The introduction of earlier closing hours for pubs and clubs has led to higher levels of alcohol intoxication and assaults in Cairns, according to a new study.

Researchers from Griffith University, QUT and UQ took blood alcohol readings from patrons in the state’s Night-time Entertainment Districts (NEDs) before and after July 2016, when the 5-am closing time was brought forward to 3-am and shots after midnight were banned.

They found once the regulations came into effect, people drank more before going out and entered licenced premises later. 

“People were substantially more inebriated as they entered the NEDs after the legislative change,” said lead author, Associate Professor Grant Devilly.

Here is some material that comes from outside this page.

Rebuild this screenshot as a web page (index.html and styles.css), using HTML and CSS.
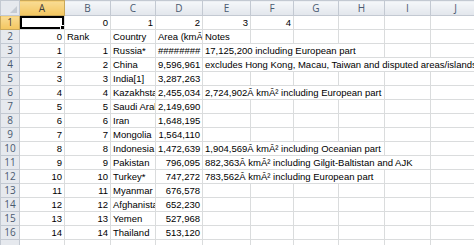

“Exit blood alcohol readings were less consistent but showed some evidence of an increase.”

The researchers also compared alcohol-related violence data from Queensland Police over the same timeframe.

In the Cairns Night-time Entertainment District, there was a 29% decrease in good order offences, down from 451 in a two-month period prior to the changes, to 318 afterwards.

However, there was a 12% increase in assaults, up from 156 to 174.

Professor Devilly told Tropic Now that could have been due to more than one factor.

“Any changes in recorded offences may reflect changes in policing rather than being a direct outcome of the legislation,” he said.

“Alternatively, they may be due to the legislation resulting in large numbers of inebriated people being ejected from premises simultaneously at 3am.”

General Manager of The Jack Hotel, Jay Gwyn, reckons it’s the latter.

“I don’t think the new rules and reduced trading hours have helped anything really,” he told Tropic Now.

“Cutting back trading hours has only seemed to push everyone out of the clubs at the same time rather than a slower release of people over the later hours of the night.

“This has an impact of violence because now everyone at 3am is trying to get cabs, Ubers or public transport at the same time, creating congestion and frustration.”

Mr Gwyn also agrees people are turning up drunker, but puts that down to price.

“With the government continuing to put up the prices on alcohol, people are just pre-drinking at home and coming out more intoxicated than before,” he said.

“You could also say that due to the higher prices for alcohol a lot of these young kids are taking more and more drugs because they are getting them cheaper than having a few beers from the pub.”

However Cairns Street Chaplains, which is at the coalface of helping intoxicated people, has challenged the study results.

Executive Officer Angela Harding told Tropic Now the CBD has become much safer since the legislation was enacted.

“Things have definitely changed and I would say the laws have only had positive impacts,” she said.

“We’re having two hours less of problems on the streets so people are going home earlier which has got to be good.

“I think there was always preloading, it’s a cheaper way for people to consume alcohol, so the change in the closing hour hasn’t changed that.

"We have many more security guards on the streets, services like the street chaplains and pub and nightclub owners really stepping up and taking responsibility for responsible service of alcohol.

"My observation is things are safer now."